An accurate property tax model depends on credible data. The average millage presets in this calculator draw from statewide surveys and county budget documents. Whenever possible, cross-reference with official forms. For example, the Bureau of Labor Statistics regional fact sheets provide context on cost-of-living adjustments that influenced school salary negotiations and, subsequently, millage rates. Local governments usually host archives of 2017 Truth in Millage (TRIM) notices or levy ordinances. When verifying numbers, ensure that you use the certified final rates rather than preliminary proposals, because last-minute adjustments sometimes occurred after public hearings.

In addition to public documents, private data providers compile millage databases.
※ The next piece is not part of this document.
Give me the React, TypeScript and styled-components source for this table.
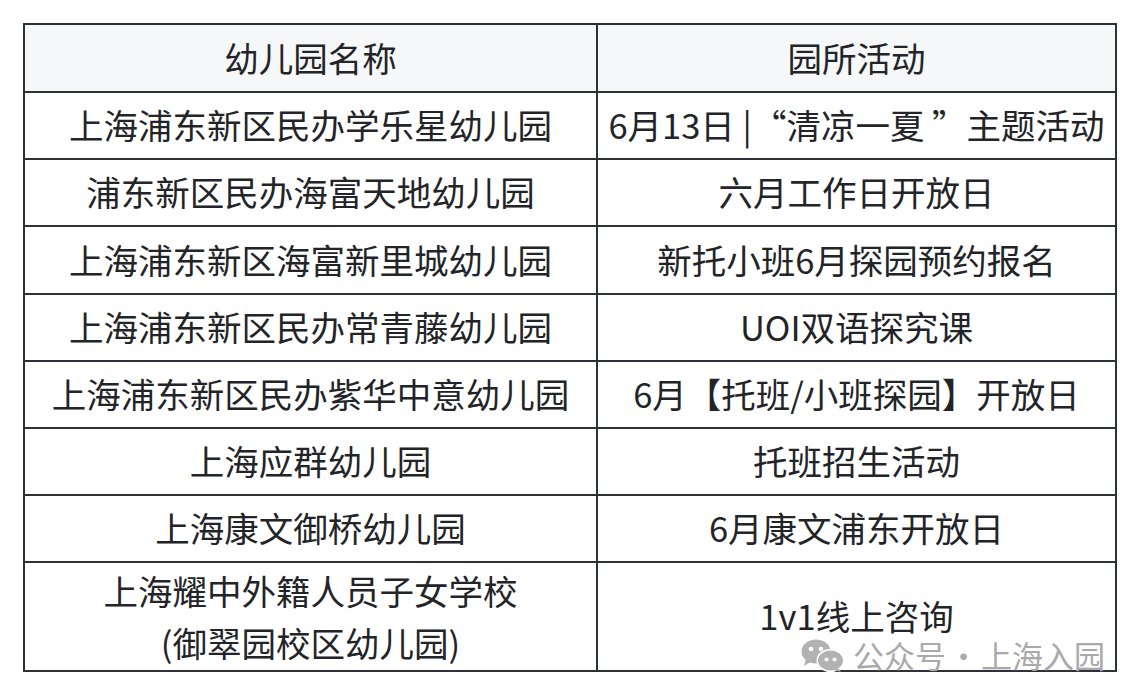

However, these datasets occasionally omit special assessments for stormwater, fire rescue, or street lighting districts. Our calculator focuses on ad valorem property taxes, so you should add special assessments separately if you need a complete cash requirement. The chart component helps highlight this distinction: if the taxable value is high but the resulting tax seems low relative to your bill, special assessments may explain the difference.

Interpreting the Calculator Output

After pressing Calculate, review both the textual output and the chart. The textual block breaks down taxable value, total tax, effective rate, and per-month obligation. The chart illustrates how much of the assessed value is shielded by exemptions compared with the portion exposed to taxation. A high exemption share indicates strong protection for senior citizens or homesteaded properties, while a small exemption share suggests that appreciation or classification changes eroded benefits. By comparing the calculator output with your actual 2017 bill, you can determine whether the difference stems from data entry errors or from additional fees not captured here.

Finally, document your assumptions. When replicating a 2017 tax bill for legal or financial purposes, include a worksheet showing the property value, ratio, exemptions, millage, and calculation steps. That record will be invaluable if you need to defend the numbers before auditors, courts, or potential buyers. With this calculator and the accompanying guide, you now have a comprehensive toolkit for demystifying the 2017 property tax landscape.